The answer lies in unit economics and regulatory ambiguity. Health savings wallets require critical mass to generate transaction volume and cross-selling opportunities. M-TIBA faced two barriers: first, Kenya's informal sector—where savings rates are chronically low—cannot sustain premium digital health products. Second, the Central Bank of Kenya's regulatory framework for e-money and health financing remains fragmented, creating compliance costs that thin margins further. Rather than compete on consumer trust alone, M-TIBA opted to license its technology to insurance firms with existing customer bases and regulatory clarity.
Meanwhile, the Ministry of Health's comprehensive audit of EduAfya claims tells a darker story. The scheme, which served public sector employees' dependents, accumulated massive backlogs before collapse. Health Cabinet Secretary Aden Duale's announcement of a "reconciliation and validation process" is bureaucratic language for: thousands of legitimate claims went unpaid, and the government must now forensically trace where money disappeared.
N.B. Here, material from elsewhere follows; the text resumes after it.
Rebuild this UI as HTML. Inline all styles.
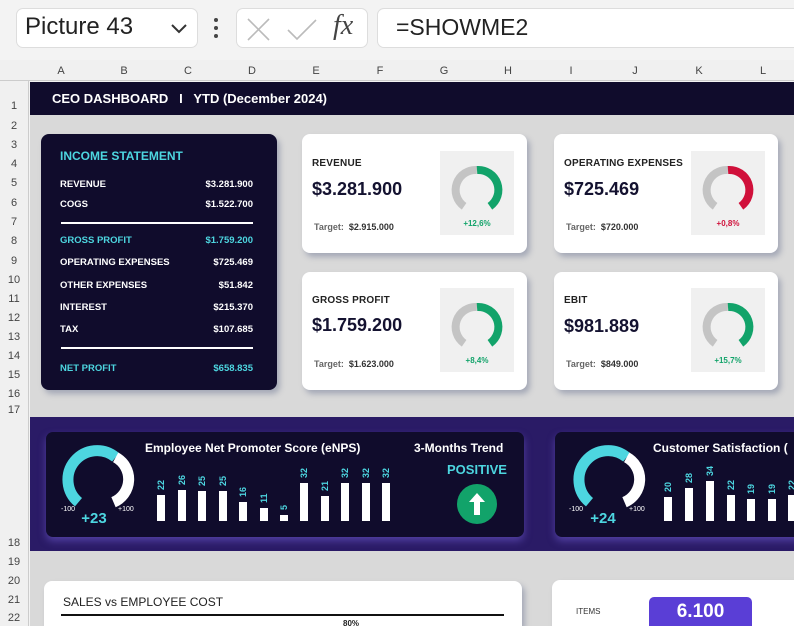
<!DOCTYPE html>
<html style="width:794px;height:626px;overflow:hidden"><head><meta charset="utf-8"><style>
*{margin:0;padding:0;box-sizing:border-box}
body{width:794px;height:626px;overflow:hidden;background:#f3f3f3;font-family:"Liberation Sans",sans-serif;position:relative}
.a{position:absolute}
.rn{position:absolute;left:0;width:28px;text-align:center;font-size:11px;color:#444}
.ch{position:absolute;top:65px;font-size:11px;color:#444;width:20px;text-align:center}
.card{position:absolute;background:#fff;border-radius:8px;box-shadow:3px 4px 6px rgba(70,80,120,.35);overflow:hidden}
.lbl{position:absolute;font-size:10px;font-weight:bold;color:#222;letter-spacing:.2px}
.big{position:absolute;font-size:18px;font-weight:bold;color:#141230}
.tg{position:absolute;font-size:9px;color:#666;font-weight:bold}
.tg b{color:#333}
.gbox{position:absolute;width:74px;height:84px;background:#f0f0f0}
.is{position:absolute;left:19px;right:24px;font-size:9.5px;font-weight:bold;color:#fff;display:flex;justify-content:space-between}
.bar{position:absolute;width:8px;background:#fff}
.bl{position:absolute;font-size:9px;font-weight:bold;color:#4dd6e0;transform:rotate(-90deg);transform-origin:left top;white-space:nowrap}
</style></head><body>
<div class="a" style="left:16px;top:8px;width:182px;height:40px;background:#fff;border:1px solid #ddd;border-radius:7px"></div>
<div class="a" style="left:25px;top:13px;font-size:24px;color:#222">Picture 43</div>
<svg class="a" style="left:170px;top:22px" width="18" height="12"><path d="M2 3 L9 10 L16 3" stroke="#333" stroke-width="2" fill="none"/></svg>
<div class="a" style="left:214px;top:18px;width:4px;height:4px;background:#444;border-radius:2px"></div>
<div class="a" style="left:214px;top:26px;width:4px;height:4px;background:#444;border-radius:2px"></div>
<div class="a" style="left:214px;top:34px;width:4px;height:4px;background:#444;border-radius:2px"></div>
<div class="a" style="left:236px;top:8px;width:132px;height:40px;background:#fff;border:1px solid #ddd;border-radius:7px"></div>
<svg class="a" style="left:245px;top:16px" width="30" height="26"><path d="M3 3 L24 24 M24 3 L3 24" stroke="#bbb" stroke-width="1.6"/></svg>
<svg class="a" style="left:285px;top:16px" width="34" height="26"><path d="M3 14 L12 23 L31 4" stroke="#bbb" stroke-width="1.6" fill="none"/></svg>
<div class="a" style="left:333px;top:10px;font-family:'Liberation Serif',serif;font-style:italic;font-size:28px;color:#444">fx</div>
<div class="a" style="left:377px;top:8px;width:430px;height:40px;background:#fff;border:1px solid #ddd;border-radius:7px"></div>
<div class="a" style="left:396px;top:14px;font-size:23px;color:#222">=SHOWME2</div>
<div class="a" style="left:0;top:60px;width:794px;height:21px;background:#f0f0f0;border-bottom:1px solid #ccc"></div>
<div class="a" style="left:0;top:81px;width:29px;height:545px;background:#f0f0f0;border-right:1px solid #ccc"></div>
<div class="ch" style="left:51px">A</div><div class="ch" style="left:114px">B</div><div class="ch" style="left:178px">C</div><div class="ch" style="left:242px">D</div><div class="ch" style="left:306px">E</div><div class="ch" style="left:370px">F</div><div class="ch" style="left:434px">G</div><div class="ch" style="left:498px">H</div><div class="ch" style="left:561px">I</div><div class="ch" style="left:625px">J</div><div class="ch" style="left:689px">K</div><div class="ch" style="left:753px">L</div>
<div class="rn" style="top:100px">1</div><div class="rn" style="top:120px">2</div><div class="rn" style="top:139px">3</div><div class="rn" style="top:158px">4</div><div class="rn" style="top:177px">5</div><div class="rn" style="top:197px">6</div><div class="rn" style="top:216px">7</div><div class="rn" style="top:235px">8</div><div class="rn" style="top:255px">9</div><div class="rn" style="top:274px">10</div><div class="rn" style="top:293px">11</div><div class="rn" style="top:312px">12</div><div class="rn" style="top:331px">13</div><div class="rn" style="top:350px">14</div><div class="rn" style="top:369px">15</div><div class="rn" style="top:388px">16</div><div class="rn" style="top:404px">17</div><div class="rn" style="top:537px">18</div><div class="rn" style="top:556px">19</div><div class="rn" style="top:575px">20</div><div class="rn" style="top:594px">21</div><div class="rn" style="top:612px">22</div>
<div class="a" style="left:30px;top:82px;width:764px;height:544px;background:#d9d9d9;overflow:hidden">
</div>
<div class="a" style="left:30px;top:82px;width:764px;height:33px;background:#100c2c"></div>
<div class="a" style="left:52px;top:91px;font-size:13px;font-weight:bold;color:#fff">CEO DASHBOARD &nbsp; I &nbsp; YTD (December 2024)</div>
<div class="a" style="left:41px;top:134px;width:236px;height:256px;background:#100c2c;border-radius:8px;box-shadow:3px 4px 6px rgba(70,80,120,.35)">
<div class="a" style="left:19px;top:15px;font-size:12px;font-weight:bold;color:#4dd6e0">INCOME STATEMENT</div>
<div class="is" style="top:45px"><span>REVENUE</span><span>$3.281.900</span></div>
<div class="is" style="top:65px"><span>COGS</span><span>$1.522.700</span></div>
<div class="a" style="left:20px;right:24px;top:88px;height:2px;background:#fff"></div>
<div class="is" style="top:101px;color:#4dd6e0"><span>GROSS PROFIT</span><span>$1.759.200</span></div>
<div class="is" style="top:123px"><span>OPERATING EXPENSES</span><span>$725.469</span></div>
<div class="is" style="top:146px"><span>OTHER EXPENSES</span><span>$51.842</span></div>
<div class="is" style="top:168px"><span>INTEREST</span><span>$215.370</span></div>
<div class="is" style="top:190px"><span>TAX</span><span>$107.685</span></div>
<div class="a" style="left:20px;right:24px;top:213px;height:2px;background:#fff"></div>
<div class="is" style="top:229px;color:#4dd6e0"><span>NET PROFIT</span><span>$658.835</span></div>
</div>
<div class="card" style="left:302px;top:134px;width:225px;height:119px">
<div class="lbl" style="left:10px;top:24px">REVENUE</div><div class="big" style="left:10px;top:45px">$3.281.900</div>
<div class="tg" style="left:12px;top:88px">Target: &nbsp;<b>$2.915.000</b></div>
<div class="gbox" style="left:138px;top:17px"><svg width="74" height="84"><path d="M24.1 55.3 A20 20 0 0 1 37 19" stroke="#c4c4c4" stroke-width="8" fill="none"/><path d="M37 19 A20 20 0 0 1 49.9 55.3" stroke="#12a36a" stroke-width="8" fill="none"/><text x="37" y="75" font-size="8" font-weight="bold" fill="#12a36a" text-anchor="middle" font-family="Liberation Sans">+12,6%</text></svg></div>
</div>
<div class="card" style="left:554px;top:134px;width:224px;height:119px">
<div class="lbl" style="left:10px;top:24px">OPERATING EXPENSES</div><div class="big" style="left:10px;top:45px">$725.469</div>
<div class="tg" style="left:12px;top:88px">Target: &nbsp;<b>$720.000</b></div>
<div class="gbox" style="left:137px;top:17px"><svg width="74" height="84"><path d="M24.1 55.3 A20 20 0 0 1 37 19" stroke="#c4c4c4" stroke-width="8" fill="none"/><path d="M37 19 A20 20 0 0 1 49.9 55.3" stroke="#d0103a" stroke-width="8" fill="none"/><text x="37" y="75" font-size="8" font-weight="bold" fill="#d0103a" text-anchor="middle" font-family="Liberation Sans">+0,8%</text></svg></div>
</div>
<div class="card" style="left:302px;top:272px;width:225px;height:118px">
<div class="lbl" style="left:10px;top:23px">GROSS PROFIT</div><div class="big" style="left:10px;top:43px">$1.759.200</div>
<div class="tg" style="left:12px;top:87px">Target: &nbsp;<b>$1.623.000</b></div>
<div class="gbox" style="left:138px;top:16px"><svg width="74" height="84"><path d="M24.1 55.3 A20 20 0 0 1 37 19" stroke="#c4c4c4" stroke-width="8" fill="none"/><path d="M37 19 A20 20 0 0 1 49.9 55.3" stroke="#12a36a" stroke-width="8" fill="none"/><text x="37" y="75" font-size="8" font-weight="bold" fill="#12a36a" text-anchor="middle" font-family="Liberation Sans">+8,4%</text></svg></div>
</div>
<div class="card" style="left:554px;top:272px;width:224px;height:118px">
<div class="lbl" style="left:10px;top:23px">EBIT</div><div class="big" style="left:10px;top:44px">$981.889</div>
<div class="tg" style="left:12px;top:87px">Target: &nbsp;<b>$849.000</b></div>
<div class="gbox" style="left:137px;top:16px"><svg width="74" height="84"><path d="M24.1 55.3 A20 20 0 0 1 37 19" stroke="#c4c4c4" stroke-width="8" fill="none"/><path d="M37 19 A20 20 0 0 1 49.9 55.3" stroke="#12a36a" stroke-width="8" fill="none"/><text x="37" y="75" font-size="8" font-weight="bold" fill="#12a36a" text-anchor="middle" font-family="Liberation Sans">+15,7%</text></svg></div>
</div>
<div class="a" style="left:30px;top:417px;width:764px;height:134px;background:#2a1b66"></div>
<div class="a" style="left:46px;top:432px;width:478px;height:105px;background:#100c2c;border-radius:7px;box-shadow:0 4px 8px rgba(120,100,220,.5)"></div>
<div class="a" style="left:555px;top:432px;width:260px;height:105px;background:#100c2c;border-radius:7px;box-shadow:0 4px 8px rgba(120,100,220,.5)"></div>
<svg class="a" style="left:46px;top:432px" width="120" height="105">
<path d="M32.5 70.2 A25 25 0 0 1 69.7 25.3" stroke="#4dd6e0" stroke-width="11" fill="none"/>
<path d="M69.7 25.3 A25 25 0 0 1 67.5 70.2" stroke="#fff" stroke-width="11" fill="none"/>
<text x="15" y="79" font-size="7" fill="#fff" font-family="Liberation Sans">-100</text>
<text x="72" y="79" font-size="7" fill="#fff" font-family="Liberation Sans">+100</text>
<text x="48" y="91" font-size="15" font-weight="bold" fill="#4dd6e0" text-anchor="middle" font-family="Liberation Sans">+23</text>
</svg>
<svg class="a" style="left:555px;top:432px" width="120" height="105">
<path d="M34.5 70.2 A25 25 0 0 1 71.7 25.3" stroke="#4dd6e0" stroke-width="11" fill="none"/>
<path d="M71.7 25.3 A25 25 0 0 1 69.5 70.2" stroke="#fff" stroke-width="11" fill="none"/>
<text x="14" y="79" font-size="7" fill="#fff" font-family="Liberation Sans">-100</text>
<text x="74" y="79" font-size="7" fill="#fff" font-family="Liberation Sans">+100</text>
<text x="48" y="91" font-size="15" font-weight="bold" fill="#4dd6e0" text-anchor="middle" font-family="Liberation Sans">+24</text>
</svg>
<div class="a" style="left:145px;top:441px;font-size:12px;font-weight:bold;color:#fff">Employee Net Promoter Score (eNPS)</div>
<div class="a" style="left:414px;top:441px;font-size:12px;font-weight:bold;color:#fff">3-Months Trend</div>
<div class="a" style="left:447px;top:462px;font-size:13px;font-weight:bold;color:#4dd6e0">POSITIVE</div>
<svg class="a" style="left:457px;top:484px" width="40" height="40"><circle cx="20" cy="20" r="20" fill="#12a36a"/><path d="M20 9 L28 18 L23 18 L23 31 L17 31 L17 18 L12 18 Z" fill="#fff"/></svg>
<div class="a" style="left:653px;top:441px;font-size:12px;font-weight:bold;color:#fff;white-space:nowrap">Customer Satisfaction (</div>
<div class="bar" style="left:157px;top:495px;height:26px"></div><div class="bl" style="left:156px;top:490px">22</div>
<div class="bar" style="left:178px;top:490px;height:31px"></div><div class="bl" style="left:177px;top:485px">26</div>
<div class="bar" style="left:198px;top:491px;height:30px"></div><div class="bl" style="left:197px;top:486px">25</div>
<div class="bar" style="left:219px;top:491px;height:30px"></div><div class="bl" style="left:218px;top:486px">25</div>
<div class="bar" style="left:239px;top:502px;height:19px"></div><div class="bl" style="left:238px;top:497px">16</div>
<div class="bar" style="left:260px;top:508px;height:13px"></div><div class="bl" style="left:259px;top:503px">11</div>
<div class="bar" style="left:280px;top:515px;height:6px"></div><div class="bl" style="left:279px;top:510px">5</div>
<div class="bar" style="left:300px;top:483px;height:38px"></div><div class="bl" style="left:299px;top:478px">32</div>
<div class="bar" style="left:321px;top:496px;height:25px"></div><div class="bl" style="left:320px;top:491px">21</div>
<div class="bar" style="left:341px;top:483px;height:38px"></div><div class="bl" style="left:340px;top:478px">32</div>
<div class="bar" style="left:362px;top:483px;height:38px"></div><div class="bl" style="left:361px;top:478px">32</div>
<div class="bar" style="left:382px;top:483px;height:38px"></div><div class="bl" style="left:381px;top:478px">32</div>
<div class="bar" style="left:664px;top:497px;height:24px"></div><div class="bl" style="left:663px;top:492px">20</div>
<div class="bar" style="left:685px;top:488px;height:33px"></div><div class="bl" style="left:684px;top:483px">28</div>
<div class="bar" style="left:706px;top:481px;height:40px"></div><div class="bl" style="left:705px;top:476px">34</div>
<div class="bar" style="left:727px;top:495px;height:26px"></div><div class="bl" style="left:726px;top:490px">22</div>
<div class="bar" style="left:747px;top:499px;height:22px"></div><div class="bl" style="left:746px;top:494px">19</div>
<div class="bar" style="left:768px;top:499px;height:22px"></div><div class="bl" style="left:767px;top:494px">19</div>
<div class="bar" style="left:788px;top:495px;height:26px"></div><div class="bl" style="left:787px;top:490px">22</div>
<div class="card" style="left:44px;top:581px;width:478px;height:45px;border-radius:8px 8px 0 0">
<div class="a" style="left:19px;top:14px;font-size:12px;color:#222">SALES vs EMPLOYEE COST</div>
<div class="a" style="left:17px;top:33px;width:443px;height:2px;background:#111"></div>
<div class="a" style="left:299px;top:38px;font-size:8px;font-weight:bold;color:#222">80%</div>
</div>
<div class="card" style="left:552px;top:580px;width:242px;height:46px;border-radius:8px 0 0 0">
<div class="a" style="left:24px;top:27px;font-size:8px;color:#333">ITEMS</div>
<div class="a" style="left:97px;top:17px;width:103px;height:34px;background:#5a3ed6;border-radius:5px;color:#fff;font-size:19px;font-weight:bold;text-align:center;line-height:30px">6.100</div>
</div>
</body></html>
This audit matters because it will either restore confidence in state-backed health schemes or confirm that Kenya lacks institutional capacity to manage digital claims at scale.
## What are the systemic risks for investors?
Three categories of risk emerge. First, **regulatory arbitrage risk**: without clear rules on capital adequacy, fund holding periods, and claims reserves, health fintech operators face sudden policy shifts that destroy business models overnight. M-TIBA's pivot is a rational response to regulatory cost, but it signals that Kenya's sandbox for health innovation is unstable.
Second, **claims infrastructure risk**: EduAfya's failure wasn't fraud alone—it was a breakdown in claims validation systems. If the government cannot audit its own scheme efficiently, private insurers and fintechs will face mounting skepticism from both regulators and customers. Rebuilding trust requires transparent APIs, blockchain-backed claim tracking, or third-party audits—all expensive.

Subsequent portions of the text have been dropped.